C’est devant un aréopage de personnalités de la Société civile et de politiciens qu’a été officiellement lancée, le samedi 31 Mars, au siège de SOS Esclaves, la campagne «Ana hartani mani barani » (je suis harratine, pas un intrus). Entamée, de fait, en Octobre dernier, elle a déjà déroulée plusieurs étapes. Des focus-groupes ont mobilisé des gens de différents niveaux socio-économiques. « Il s’agissait de donner un visage à cette campagne, avec les portraits de cinquante-quatre personnes », a expliqué madame Maïmouna mint Saleck, journaliste et activiste. Une opération de com, donc, visant à illustrer la trentaine de revendications présentées dans le Manifeste pour les droits politiques, économiques et sociaux des Haratines, structure fondée, rappelons-le, en 2013 qui tient, chaque 29 Avril, une marche populaire à Nouakchott.

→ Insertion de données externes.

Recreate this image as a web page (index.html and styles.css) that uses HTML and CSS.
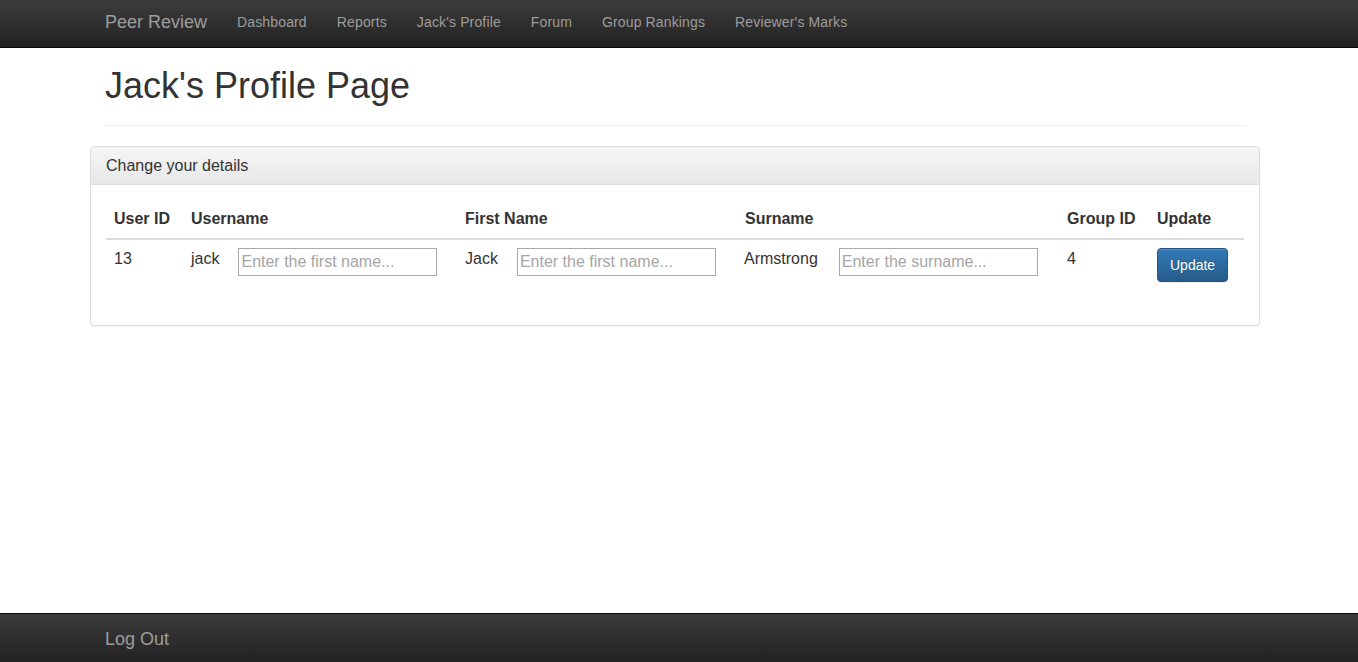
FILE: index.html
```html
<!DOCTYPE html>
<html lang="en">
<head>
<meta charset="utf-8">
<title>Jack's Profile Page</title>
<link rel="stylesheet" href="styles.css">
</head>
<body>
<nav class="navbar">
  <div class="nav-inner">
    <a class="brand" href="#">Peer Review</a>
    <ul class="nav-links">
      <li><a href="#">Dashboard</a></li>
      <li><a href="#">Reports</a></li>
      <li><a href="#">Jack's Profile</a></li>
      <li><a href="#">Forum</a></li>
      <li><a href="#">Group Rankings</a></li>
      <li><a href="#">Reviewer's Marks</a></li>
    </ul>
  </div>
</nav>

<main class="container">
  <div class="page-header">
    <h1>Jack's Profile Page</h1>
  </div>

  <section class="panel">
    <div class="panel-heading">Change your details</div>
    <div class="panel-body">
      <table class="table">
        <colgroup>
          <col class="c-id">
          <col class="c-user">
          <col class="c-first">
          <col class="c-sur">
          <col class="c-group">
          <col class="c-upd">
        </colgroup>
        <thead>
          <tr>
            <th>User ID</th>
            <th>Username</th>
            <th>First Name</th>
            <th>Surname</th>
            <th>Group ID</th>
            <th>Update</th>
          </tr>
        </thead>
        <tbody>
          <tr>
            <td>13</td>
            <td><div class="cell-row"><span class="lbl">jack</span><input class="field" type="text" placeholder="Enter the first name..."></div></td>
            <td><div class="cell-row"><span class="lbl">Jack</span><input class="field" type="text" placeholder="Enter the first name..."></div></td>
            <td class="td-sur"><div class="cell-row"><span class="lbl lbl-wide">Armstrong</span><input class="field" type="text" placeholder="Enter the surname..."></div></td>
            <td>4</td>
            <td><button class="btn-primary" type="button">Update</button></td>
          </tr>
        </tbody>
      </table>
    </div>
  </section>
</main>

<footer class="footer">
  <div class="nav-inner">
    <a class="brand footer-brand" href="#">Log Out</a>
  </div>
</footer>
</body>
</html>
```

FILE: styles.css
```css
* { box-sizing: border-box; }

html, body { height: 100%; }

body {
  margin: 0;
  min-height: 100vh;
  display: flex;
  flex-direction: column;
  font-family: "Liberation Sans", Arial, Helvetica, sans-serif;
  font-size: 14px;
  line-height: 20px;
  color: #333;
  background: #fff;
}

a { text-decoration: none; }

/* ---------- navbar ---------- */
.navbar {
  height: 48px;
  background-image: linear-gradient(to bottom, #3c3c3c 0%, #222 100%);
  border-bottom: 1px solid #080808;
  flex: none;
}

.nav-inner {
  width: 1170px;
  margin-left: 90px;
  padding: 0 15px;
  display: flex;
  align-items: flex-start;
}

.brand {
  color: #9d9d9d;
  font-size: 18px;
  line-height: 20px;
  padding: 12px 15px 0 0;
}

.nav-links {
  list-style: none;
  margin: 0;
  padding: 0;
  display: flex;
}

.nav-links a {
  display: block;
  color: #9d9d9d;
  padding: 12px 15px 0;
  line-height: 20px;
  letter-spacing: 0.14px;
}

/* ---------- content ---------- */
.container {
  width: 1170px;
  margin-left: 90px;
}

.page-header {
  margin: 18px 15px 20px;
  padding-bottom: 9px;
  border-bottom: 1px solid #eee;
}

.page-header h1 {
  margin: 0 0 10px;
  font-size: 36px;
  line-height: 1.1;
  font-weight: 500;
  color: #333;
}

.panel {
  border: 1px solid #ddd;
  border-radius: 4px;
  box-shadow: 0 1px 2px rgba(0, 0, 0, .05);
  background: #fff;
}

.panel-heading {
  padding: 10px 15px;
  font-size: 16px;
  line-height: 17.6px;
  color: #333;
  background-image: linear-gradient(to bottom, #f5f5f5 0%, #e8e8e8 100%);
  border-bottom: 1px solid #ddd;
  border-radius: 3px 3px 0 0;
}

.panel-body {
  padding: 15px;
}

.table {
  width: 1138px;
  table-layout: fixed;
  border-collapse: collapse;
  border-spacing: 0;
  margin-bottom: 20px;
  font-size: 16px;
  line-height: 22px;
}

.c-id { width: 77px; }
.c-user { width: 274px; }
.c-first { width: 280px; }
.c-sur { width: 322px; }
.c-group { width: 90px; }
.c-upd { width: 95px; }

.table th {
  text-align: left;
  font-weight: bold;
  vertical-align: bottom;
  padding: 8px;
  border-bottom: 2px solid #ddd;
  white-space: nowrap;
}

.table td {
  vertical-align: top;
  padding: 8px;
  white-space: nowrap;
}

.table td.td-sur { padding-left: 7px; }

.cell-row {
  display: flex;
  align-items: flex-start;
}

.lbl { margin-right: 19px; }
.lbl-wide { margin-right: 21px; }

.field {
  width: 199px;
  height: 28px;
  padding: 1px 2px;
  border: 1px solid #a9a9a9;
  border-radius: 0;
  font-family: "Liberation Sans", Arial, Helvetica, sans-serif;
  font-size: 16px;
  color: #333;
  background: #fff;
  outline: none;
}

.field::placeholder { color: #a6a6a6; }

.btn-primary {
  display: inline-block;
  height: 34px;
  padding: 6px 12px;
  font-family: "Liberation Sans", Arial, Helvetica, sans-serif;
  font-size: 14px;
  line-height: 20px;
  color: #fff;
  background-image: linear-gradient(to bottom, #337ab7 0%, #265a88 100%);
  border: 1px solid #245580;
  border-radius: 4px;
  text-shadow: 0 -1px 0 rgba(0, 0, 0, .2);
  box-shadow: inset 0 1px 0 rgba(255, 255, 255, .15), 0 1px 1px rgba(0, 0, 0, .075);
  cursor: pointer;
}

/* ---------- footer ---------- */
.footer {
  margin-top: auto;
  height: 49px;
  flex: none;
  border-top: 1px solid #080808;
  background-image: linear-gradient(to bottom, #3c3c3c 0%, #222 100%);
}

.footer-brand {
  padding-top: 15px;
}
```
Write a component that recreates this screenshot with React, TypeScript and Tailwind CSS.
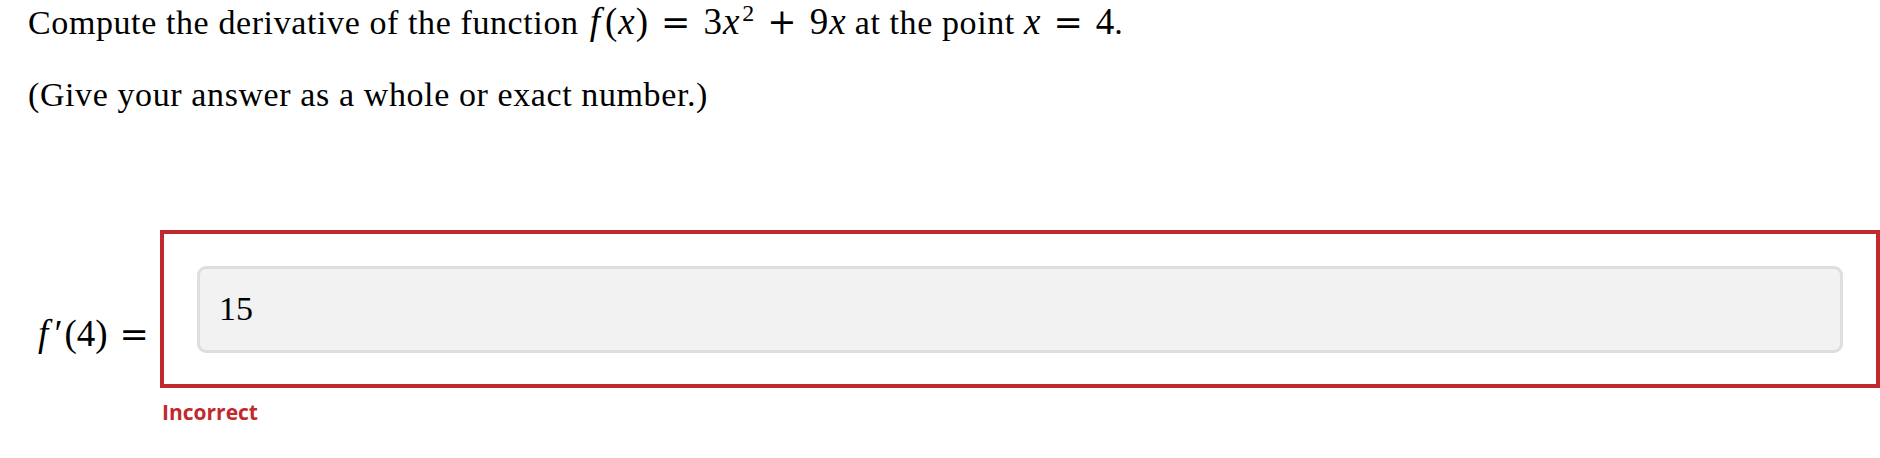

L’idée centrale de la campagne est de faire connaître, à l’opinion nationale et internationale, que les Haratines réclament, désormais, leur propre identité, dans un environnement social où ils sont exploités, discriminés et marginalisés, depuis des siècles. «Ce n’est qu’une fois comblé le gap, séparant les Haratines des autres communautés nationales, qu’on pourra ancrer la citoyenneté qui effacera toutes les particularités » a-t-elle affirmé. Ana hartani mani barani veut permettre, aux Haratines, d’exiger la « reconnaissance pleine et entière de leur identité culturelle, en tant que cinquième composante nationale. […] Cette légitimation devra être matérialisée dans la Constitution ». Une « nécessité », renchérit madame Zeynabou Zeydane, point focal SOS-Esclaves à Riyadh, qui affirme fièrement son statut de haratine, « sans aucun racisme », avant de demander une « amélioration notable des conditions sociales de sa communauté et l’égalité entre tous et toutes ».
Durant six mois, cette campagne sera développée sur les réseaux sociaux, afin de susciter une large adhésion. Les mots ont été bien étudiés : « c’est un travail profond et fédérateur qui a été véhiculé dans un film et dans des photos de profil », a fait remarquer madame Saleck. « Un travail remarquable », a salué Boubacar Messaoud, président de SOS Esclaves, honorant, dans la foulée, « le courage des femmes esclaves qui sont toujours restées à l’avant-garde du combat, contrairement aux hommes qui l’ont si souvent trahi ». Et de dénoncer la discrimination dont sont victimes une frange des Soninkés qui se taisent en signe de solidarité ethnique. Belle occasion, pour Ladji Traoré, de mesurer le retard pris, au sein de la communauté soninké, dans la lutte contre l’esclavage et ses séquelles. Il dénonce l’éloignement des juridictions censées se pencher sur les cas incriminables. Une seule Cour spécialisée, à Néma, pour les deux Hodhs, l’Assaba et le Guidimakha, c’est trop peu, trop loin des gens, « ces tribunaux n’ont été mis en place que pour la consommation extérieure ». Signalons, enfin, que la galerie de portraits réalisés pour la campagne « Ana hartani mani barrani » est exposée au siège de SOS-esclaves Mauritanie, gratuitement ouvert à tout public.